Set problem:
Say only how many lines contain the word "page".

begin Material for this exercise

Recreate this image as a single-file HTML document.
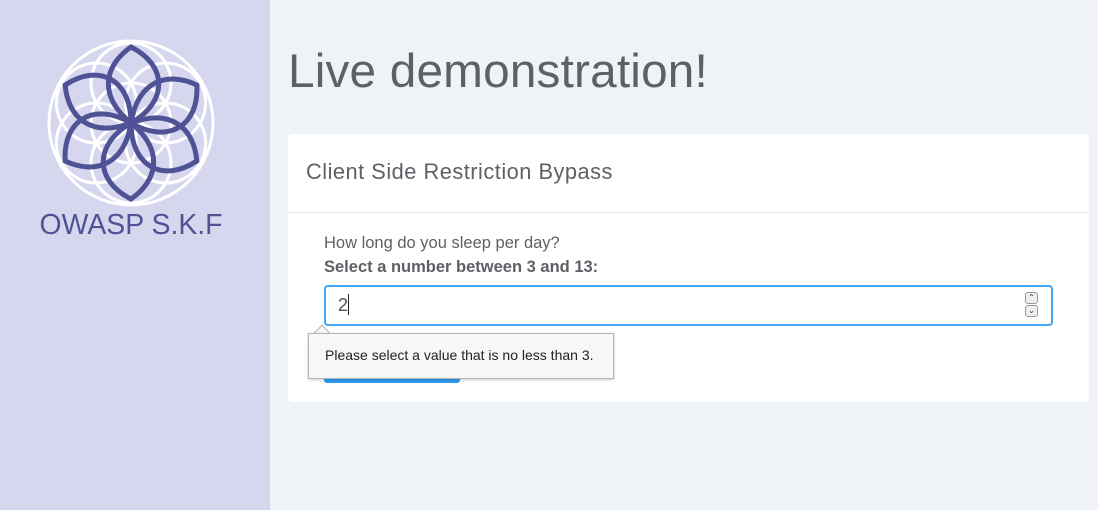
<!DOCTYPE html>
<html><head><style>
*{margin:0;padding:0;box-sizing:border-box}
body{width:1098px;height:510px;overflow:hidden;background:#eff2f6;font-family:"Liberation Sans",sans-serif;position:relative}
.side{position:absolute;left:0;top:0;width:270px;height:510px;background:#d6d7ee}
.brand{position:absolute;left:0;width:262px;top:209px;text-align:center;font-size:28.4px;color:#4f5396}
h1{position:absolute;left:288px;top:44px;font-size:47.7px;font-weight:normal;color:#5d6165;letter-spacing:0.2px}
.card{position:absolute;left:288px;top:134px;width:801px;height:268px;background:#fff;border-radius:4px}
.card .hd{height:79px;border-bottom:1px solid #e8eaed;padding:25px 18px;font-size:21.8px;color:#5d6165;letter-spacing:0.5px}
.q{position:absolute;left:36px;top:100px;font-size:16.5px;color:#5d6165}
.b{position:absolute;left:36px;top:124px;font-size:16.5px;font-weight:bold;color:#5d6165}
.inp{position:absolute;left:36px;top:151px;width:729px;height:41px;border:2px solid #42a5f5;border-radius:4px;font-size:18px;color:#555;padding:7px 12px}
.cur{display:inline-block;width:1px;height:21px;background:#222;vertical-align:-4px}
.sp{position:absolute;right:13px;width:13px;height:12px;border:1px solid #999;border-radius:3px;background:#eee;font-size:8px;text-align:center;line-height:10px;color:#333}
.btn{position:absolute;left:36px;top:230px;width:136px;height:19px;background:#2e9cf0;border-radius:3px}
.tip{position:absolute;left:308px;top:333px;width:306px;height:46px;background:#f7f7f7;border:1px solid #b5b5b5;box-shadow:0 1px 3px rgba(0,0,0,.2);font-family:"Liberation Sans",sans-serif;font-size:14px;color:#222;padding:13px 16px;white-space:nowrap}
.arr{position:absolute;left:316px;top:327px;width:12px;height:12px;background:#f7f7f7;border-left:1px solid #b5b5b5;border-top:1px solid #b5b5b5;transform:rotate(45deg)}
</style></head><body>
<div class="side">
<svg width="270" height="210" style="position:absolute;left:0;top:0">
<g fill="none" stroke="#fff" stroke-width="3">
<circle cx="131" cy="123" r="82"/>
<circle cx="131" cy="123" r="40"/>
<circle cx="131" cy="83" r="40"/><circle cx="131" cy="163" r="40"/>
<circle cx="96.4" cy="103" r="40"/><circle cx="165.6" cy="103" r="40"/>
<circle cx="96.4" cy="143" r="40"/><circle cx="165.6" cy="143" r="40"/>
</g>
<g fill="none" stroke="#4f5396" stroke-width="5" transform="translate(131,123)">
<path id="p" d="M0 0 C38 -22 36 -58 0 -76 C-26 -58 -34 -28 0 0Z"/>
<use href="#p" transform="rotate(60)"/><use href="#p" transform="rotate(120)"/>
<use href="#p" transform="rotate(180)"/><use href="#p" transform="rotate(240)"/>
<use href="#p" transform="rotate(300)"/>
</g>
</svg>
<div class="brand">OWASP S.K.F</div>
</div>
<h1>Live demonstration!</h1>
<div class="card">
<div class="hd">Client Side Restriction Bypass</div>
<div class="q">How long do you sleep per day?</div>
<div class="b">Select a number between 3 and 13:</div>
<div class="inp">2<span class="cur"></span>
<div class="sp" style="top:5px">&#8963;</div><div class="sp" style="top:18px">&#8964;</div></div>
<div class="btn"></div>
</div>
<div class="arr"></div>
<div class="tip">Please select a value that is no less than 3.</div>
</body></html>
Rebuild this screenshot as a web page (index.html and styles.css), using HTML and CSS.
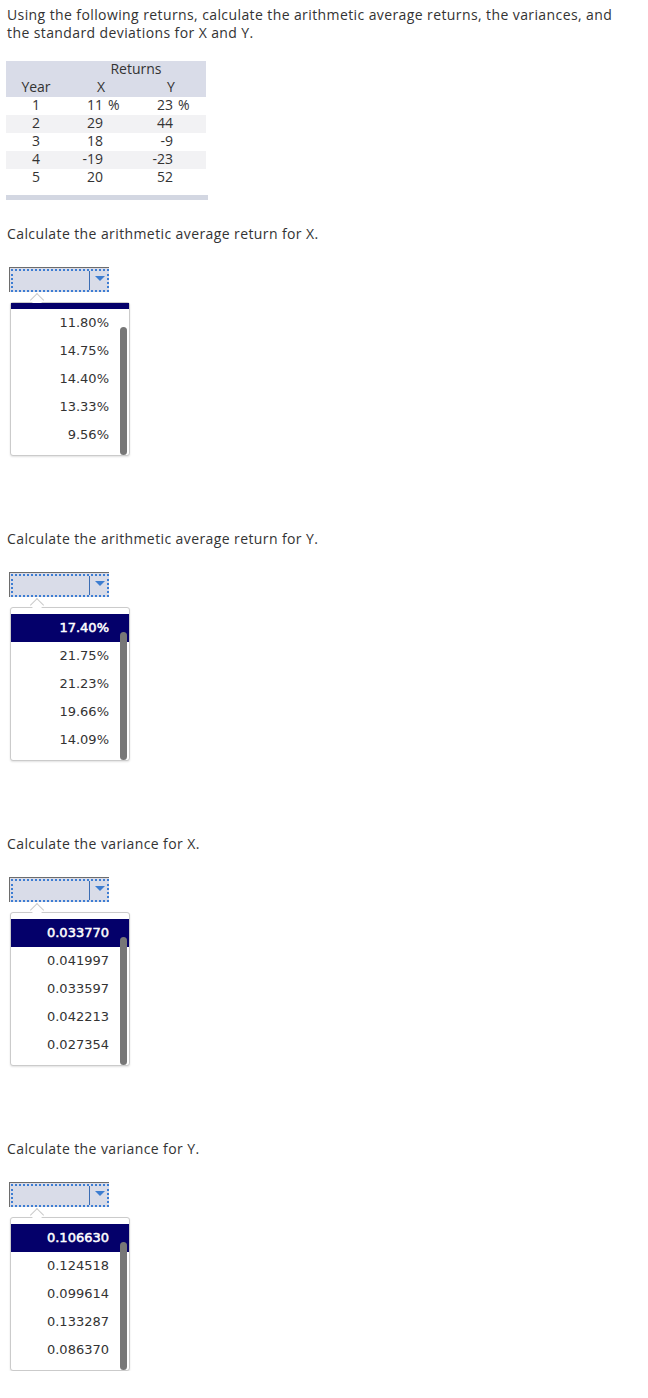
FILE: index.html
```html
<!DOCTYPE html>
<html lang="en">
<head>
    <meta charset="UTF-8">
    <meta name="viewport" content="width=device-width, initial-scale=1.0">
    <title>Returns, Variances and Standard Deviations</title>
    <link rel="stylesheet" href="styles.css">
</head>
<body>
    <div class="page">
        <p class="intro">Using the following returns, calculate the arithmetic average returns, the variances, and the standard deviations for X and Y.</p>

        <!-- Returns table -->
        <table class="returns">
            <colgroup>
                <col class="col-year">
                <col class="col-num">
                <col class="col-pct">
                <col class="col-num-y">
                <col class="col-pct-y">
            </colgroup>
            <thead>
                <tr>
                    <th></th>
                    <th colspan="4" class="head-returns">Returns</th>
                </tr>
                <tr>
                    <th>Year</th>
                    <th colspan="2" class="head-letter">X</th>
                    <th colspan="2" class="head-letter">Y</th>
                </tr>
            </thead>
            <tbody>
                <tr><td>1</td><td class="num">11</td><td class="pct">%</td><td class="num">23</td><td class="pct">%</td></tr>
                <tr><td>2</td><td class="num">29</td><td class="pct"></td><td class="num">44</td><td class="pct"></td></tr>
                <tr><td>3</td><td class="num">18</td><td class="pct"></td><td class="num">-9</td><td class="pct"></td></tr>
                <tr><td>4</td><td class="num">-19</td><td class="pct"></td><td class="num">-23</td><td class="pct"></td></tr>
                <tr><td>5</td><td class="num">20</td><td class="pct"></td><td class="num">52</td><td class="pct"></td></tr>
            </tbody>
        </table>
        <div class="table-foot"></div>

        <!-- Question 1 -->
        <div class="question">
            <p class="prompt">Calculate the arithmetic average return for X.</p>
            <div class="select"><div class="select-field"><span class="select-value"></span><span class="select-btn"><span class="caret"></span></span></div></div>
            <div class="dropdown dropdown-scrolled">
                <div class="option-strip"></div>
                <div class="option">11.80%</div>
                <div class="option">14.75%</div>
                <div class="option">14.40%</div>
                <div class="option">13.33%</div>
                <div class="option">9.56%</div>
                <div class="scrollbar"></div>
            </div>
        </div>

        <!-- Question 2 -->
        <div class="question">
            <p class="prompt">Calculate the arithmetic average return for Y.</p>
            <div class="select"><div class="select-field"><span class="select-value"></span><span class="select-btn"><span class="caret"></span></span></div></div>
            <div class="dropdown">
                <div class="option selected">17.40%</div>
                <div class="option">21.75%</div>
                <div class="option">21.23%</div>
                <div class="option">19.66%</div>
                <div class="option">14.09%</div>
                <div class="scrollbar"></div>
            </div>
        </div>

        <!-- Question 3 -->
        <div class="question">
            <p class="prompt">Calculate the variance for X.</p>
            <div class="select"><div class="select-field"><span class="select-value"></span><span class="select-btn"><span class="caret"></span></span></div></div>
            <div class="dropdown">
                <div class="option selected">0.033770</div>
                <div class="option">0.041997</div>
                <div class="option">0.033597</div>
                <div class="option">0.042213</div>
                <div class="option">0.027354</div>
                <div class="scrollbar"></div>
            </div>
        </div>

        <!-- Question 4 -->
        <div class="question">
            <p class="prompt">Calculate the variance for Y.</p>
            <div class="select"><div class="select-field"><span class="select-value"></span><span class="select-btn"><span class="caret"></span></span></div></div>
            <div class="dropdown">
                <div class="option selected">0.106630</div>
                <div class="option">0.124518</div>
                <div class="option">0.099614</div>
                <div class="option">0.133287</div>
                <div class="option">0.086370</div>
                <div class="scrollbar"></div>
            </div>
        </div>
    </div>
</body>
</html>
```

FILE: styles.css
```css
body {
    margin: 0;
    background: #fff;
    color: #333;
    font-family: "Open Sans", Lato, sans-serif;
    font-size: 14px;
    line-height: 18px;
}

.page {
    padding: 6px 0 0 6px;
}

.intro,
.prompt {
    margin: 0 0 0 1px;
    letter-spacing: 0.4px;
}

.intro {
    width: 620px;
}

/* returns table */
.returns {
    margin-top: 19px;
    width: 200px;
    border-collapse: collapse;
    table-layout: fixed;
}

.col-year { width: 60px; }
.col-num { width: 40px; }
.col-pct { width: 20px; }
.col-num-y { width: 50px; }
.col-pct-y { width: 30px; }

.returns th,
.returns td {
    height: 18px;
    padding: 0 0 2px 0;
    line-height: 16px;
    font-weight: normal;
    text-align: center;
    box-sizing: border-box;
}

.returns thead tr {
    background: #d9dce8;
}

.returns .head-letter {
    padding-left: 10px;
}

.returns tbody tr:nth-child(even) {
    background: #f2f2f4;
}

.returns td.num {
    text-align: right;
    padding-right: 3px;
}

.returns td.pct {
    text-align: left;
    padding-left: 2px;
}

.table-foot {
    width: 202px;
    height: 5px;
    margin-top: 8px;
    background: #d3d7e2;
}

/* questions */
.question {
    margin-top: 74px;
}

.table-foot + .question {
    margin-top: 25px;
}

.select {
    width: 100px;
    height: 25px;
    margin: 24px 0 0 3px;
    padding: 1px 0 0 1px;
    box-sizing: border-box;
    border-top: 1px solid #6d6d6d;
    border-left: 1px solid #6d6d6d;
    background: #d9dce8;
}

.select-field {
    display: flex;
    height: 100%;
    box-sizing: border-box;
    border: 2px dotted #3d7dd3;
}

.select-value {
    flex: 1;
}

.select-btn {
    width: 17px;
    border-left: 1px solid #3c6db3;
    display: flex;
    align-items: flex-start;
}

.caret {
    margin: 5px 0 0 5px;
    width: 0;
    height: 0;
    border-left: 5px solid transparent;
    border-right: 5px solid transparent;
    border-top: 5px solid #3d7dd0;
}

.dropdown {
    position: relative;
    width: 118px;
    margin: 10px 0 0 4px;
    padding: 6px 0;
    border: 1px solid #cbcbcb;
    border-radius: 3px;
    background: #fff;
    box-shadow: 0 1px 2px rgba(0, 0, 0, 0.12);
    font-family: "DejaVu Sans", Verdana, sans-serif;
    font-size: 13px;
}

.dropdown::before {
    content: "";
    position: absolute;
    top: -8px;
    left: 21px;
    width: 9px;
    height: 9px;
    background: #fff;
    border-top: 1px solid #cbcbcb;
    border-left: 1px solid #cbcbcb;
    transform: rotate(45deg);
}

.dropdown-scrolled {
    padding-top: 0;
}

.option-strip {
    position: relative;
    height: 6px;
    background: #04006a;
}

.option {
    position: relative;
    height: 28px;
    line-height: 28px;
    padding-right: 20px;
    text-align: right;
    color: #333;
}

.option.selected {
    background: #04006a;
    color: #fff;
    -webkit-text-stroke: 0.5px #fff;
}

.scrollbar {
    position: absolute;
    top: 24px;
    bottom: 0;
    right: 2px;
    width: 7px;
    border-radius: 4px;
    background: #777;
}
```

end Material for this exercise

Exercise output:
3